I've also been thinking about what kind of things I could do that would help bring in money. I love gardening and could grow a lot of my vegetables, herbs and live off of those and maybe sell some of my herbs. My friend that owns the shop that I sell my wreaths at would probably buy the herbs for her store. There are so many other things that I could do to make money, creative things.

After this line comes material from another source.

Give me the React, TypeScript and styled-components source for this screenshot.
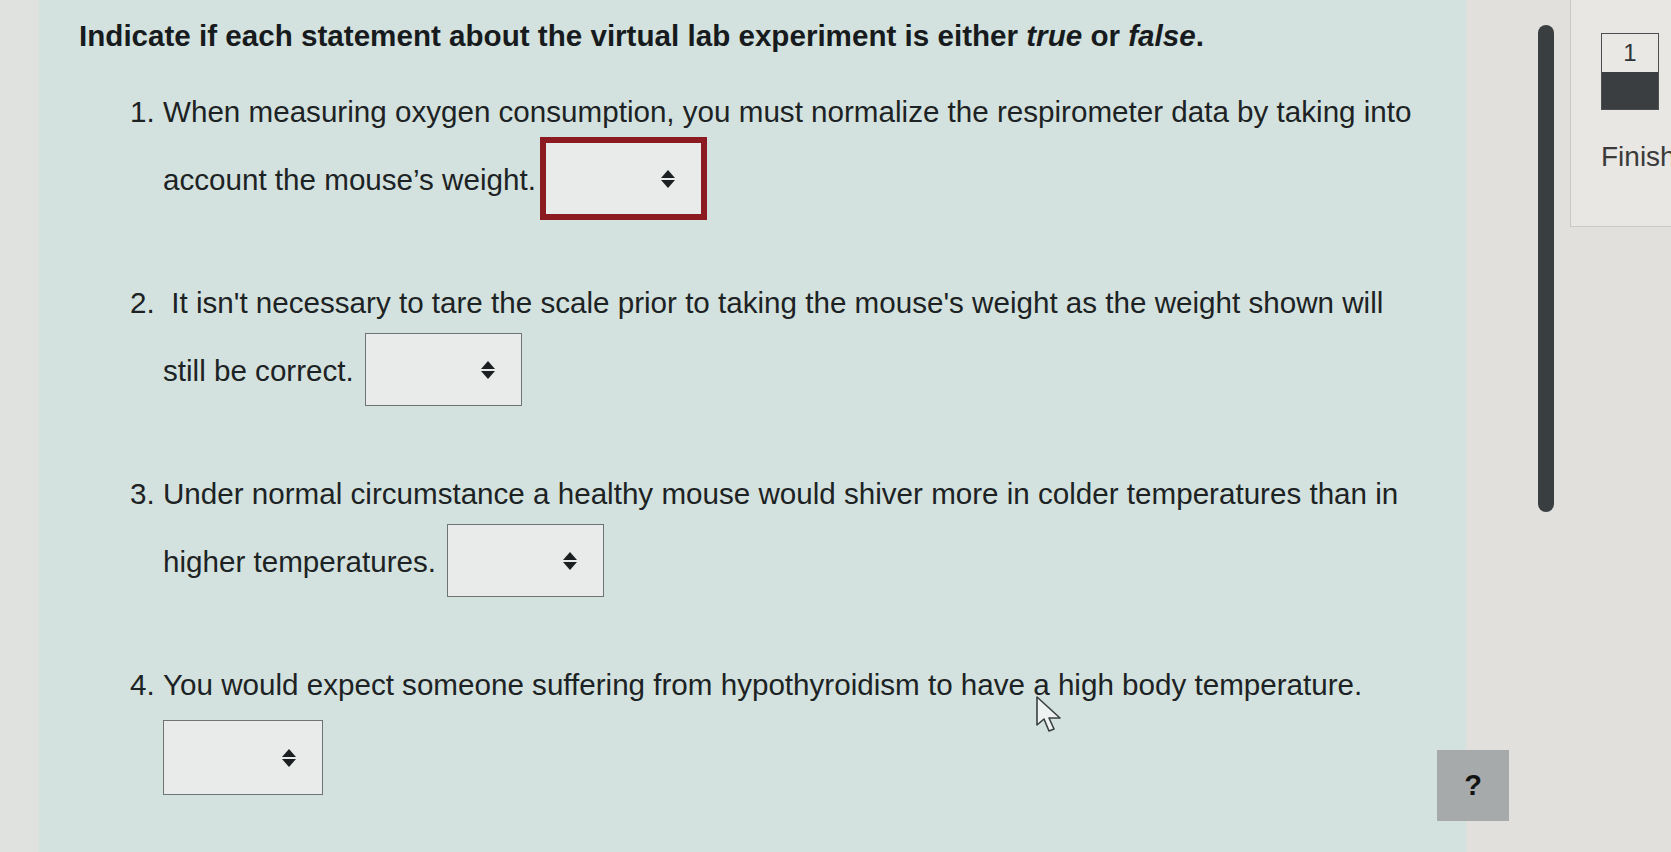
import React from "react";
import styled, { createGlobalStyle, css } from "styled-components";

const GlobalStyle = createGlobalStyle`
  html, body {
    margin: 0;
    padding: 0;
  }
  body {
    width: 1671px;
    height: 852px;
    overflow: hidden;
    background: #e1e0dc;
    font-family: "Liberation Sans", Arial, Helvetica, sans-serif;
  }
`;

const Page = styled.div`
  position: relative;
  display: flex;
  width: 1671px;
  height: 852px;
  overflow: hidden;
`;

const LeftGutter = styled.div`
  width: 39px;
  flex-shrink: 0;
  background: #dfe2df;
`;

const Main = styled.main`
  width: 1427px;
  flex-shrink: 0;
  box-sizing: border-box;
  padding: 19px 42px 0 40px;
  background: #d3e2de;
`;

const Title = styled.h1`
  margin: 0;
  font-size: 29.6px;
  line-height: 34px;
  font-weight: 700;
  color: #171b1d;
  white-space: nowrap;
`;

const QuestionList = styled.ol`
  margin: 29px 0 0;
  padding-left: 84px;
  font-size: 29.6px;
  line-height: 60px;
  color: #1d2224;
`;

const Question = styled.li`
  margin: 0 0 58px;
  padding: 0;
`;

const SelectWrap = styled.span<{ $invalid?: boolean; $ownLine?: boolean }>`
  position: relative;
  display: inline-block;
  overflow: hidden;
  vertical-align: -25px;
  width: 157px;
  height: 73px;
  margin-left: 3px;
  box-sizing: border-box;
  border: 1px solid #6e7472;
  background: #e8ebe9;
  ${(p) =>
    p.$invalid &&
    css`
      margin-left: 9px;
      border-color: #8c1b21;
      outline: 5px solid #8c1b21;
    `}
  ${(p) =>
    p.$ownLine &&
    css`
      display: block;
      margin: 5px 0 0;
      width: 160px;
      height: 75px;
    `}
`;

const NativeSelect = styled.select`
  appearance: none;
  -webkit-appearance: none;
  display: block;
  width: 100%;
  height: 100%;
  margin: 0;
  border: none;
  background: transparent;
  font: inherit;
  color: inherit;
  cursor: pointer;
  outline: none;
`;

const Arrows = styled.svg`
  position: absolute;
  right: 26px;
  top: 50%;
  transform: translateY(-50%);
  width: 14px;
  height: 18px;
  pointer-events: none;
`;

const RightArea = styled.aside`
  flex: 1;
  display: flex;
  align-items: flex-start;
  gap: 16px;
  padding-left: 72px;
  background: #e1e0dc;
  overflow: hidden;
`;

const Scrollbar = styled.div`
  flex-shrink: 0;
  width: 16px;
  height: 487px;
  margin-top: 25px;
  border-radius: 8px;
  background: #393e41;
`;

const SidePanel = styled.div`
  flex-shrink: 0;
  width: 140px;
  height: 227px;
  box-sizing: border-box;
  padding: 33px 0 0 30px;
  border: 1px solid #cac9c5;
  border-top: none;
  background: #e8e7e3;
`;

const PageBox = styled.div`
  display: flex;
  flex-direction: column;
  width: 58px;
  height: 77px;
  box-sizing: border-box;
  border: 1px solid #4b4f51;
`;

const PageNum = styled.div`
  height: 38px;
  display: flex;
  align-items: center;
  justify-content: center;
  background: #e9e8e4;
  color: #2f3335;
  font-size: 24px;
`;

const PageFill = styled.div`
  flex: 1;
  background: #3a3e41;
`;

const FinishLabel = styled.div`
  margin-top: 31px;
  font-size: 28px;
  line-height: 32px;
  color: #3a3a3a;
  white-space: nowrap;
`;

const HelpButton = styled.button`
  position: absolute;
  left: 1437px;
  top: 750px;
  width: 72px;
  height: 71px;
  margin: 0;
  padding: 0;
  border: none;
  background: #a7aaaa;
  color: #121414;
  font-family: "Liberation Sans", Arial, sans-serif;
  font-size: 29px;
  font-weight: 700;
  display: flex;
  align-items: center;
  justify-content: center;
`;

const Pointer = styled.svg`
  position: absolute;
  left: 1035px;
  top: 695px;
  width: 28px;
  height: 40px;
  pointer-events: none;
`;

const Dropdown: React.FC<{ invalid?: boolean; ownLine?: boolean }> = ({ invalid, ownLine }) => (
  <SelectWrap $invalid={invalid} $ownLine={ownLine}>
    <NativeSelect defaultValue="" aria-label="true or false">
      <option value=""></option>
      <option value="true">true</option>
      <option value="false">false</option>
    </NativeSelect>
    <Arrows viewBox="0 0 14 18">
      <polygon points="7,0 14,8 0,8" fill="#1c1f21" />
      <polygon points="0,10 14,10 7,18" fill="#1c1f21" />
    </Arrows>
  </SelectWrap>
);

export default function App() {
  return (
    <>
      <GlobalStyle />
      <Page>
        <LeftGutter />
        <Main>
          <Title>
            Indicate if each statement about the virtual lab experiment is either <i>true</i> or <i>false</i>.
          </Title>
          <QuestionList>
            <Question>
              When measuring oxygen consumption, you must normalize the respirometer data by taking into account the mouse’s weight.
              <Dropdown invalid />
            </Question>
            <Question>
              {"\u00a0"}It isn't necessary to tare the scale prior to taking the mouse's weight as the weight shown will still be correct.{" "}
              <Dropdown />
            </Question>
            <Question>
              Under normal circumstance a healthy mouse would shiver more in colder temperatures than in higher temperatures.{" "}
              <Dropdown />
            </Question>
            <Question>
              You would expect someone suffering from hypothyroidism to have a high body temperature.
              <Dropdown ownLine />
            </Question>
          </QuestionList>
        </Main>
        <RightArea>
          <Scrollbar />
          <SidePanel>
            <PageBox>
              <PageNum>1</PageNum>
              <PageFill />
            </PageBox>
            <FinishLabel>Finish</FinishLabel>
          </SidePanel>
        </RightArea>
        <HelpButton type="button">?</HelpButton>
        <Pointer viewBox="0 0 28 40">
          <path
            d="M2 2 L2 30 L9 24 L14 36 L19 34 L14 23 L25 23 Z"
            fill="#eef2f1"
            stroke="#3a3f42"
            strokeWidth="1.6"
            strokeLinejoin="round"
          />
        </Pointer>
      </Page>
    </>
  );
}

I guess I just have to figure out how to get started. I don't have much money saved up right now. It has been a bad last few months - emotionally, mentally and fiscally. I want to make an offer on the house. I know I can get the loan with my current income. But with gas prices the way they are, I can't afford to drive 1 1/2 hours to and from work five days a week. I already spoke with my boss and the only leeway she can give me is to work the full 8 hours straight, which would just let me leave an hour earlier than usual. I've also been out so much over the last few months, that I'm running out of sick leave/vacation days. I'm actually in the hole on sick leave but am working that out.

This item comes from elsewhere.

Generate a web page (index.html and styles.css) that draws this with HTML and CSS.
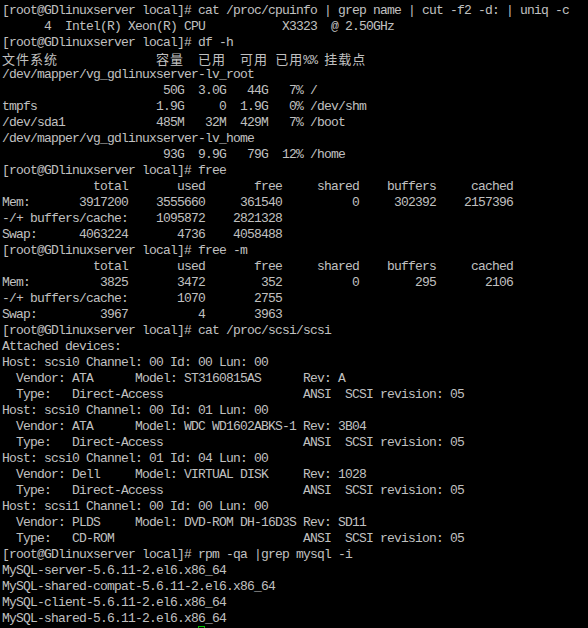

It seems so overwhelming, trying to figure out how to make it happen. I know once I'm there, everything will be fine. It's the getting there that is giving me fits.

I just have to continue to believe that I can make it happen and that it will happen.

Blessings,
~*~

Saturday, June 07, 2008

Why... oh why...

...is it so FREAKING HOT?!?!?

I swear I can barely move it is so hot. I went out this morning around 6 and it was already almost 80 degrees. I hope this is not a sign of what the summer is going to be like. If it is, I'll be spending a lot of time inside. :-)

This time next Saturday I'll be arriving in the Outer Banks for a weeks vacation. I am so excited about it! A week away from work and 8 days at the ocean. I'll be on the beach for both the full moon and the summer solstice. I'm trying to get a list together of the things I will need for "ritual" while I'm there. This is a family vacation and my family are all southern baptists so any ritual will have to be disguised or hidden quietly. Oh well, I'll get some time alone on the sand and that should be good. The weather forecast for the week we are there looks perfect. Oh, I can't wait!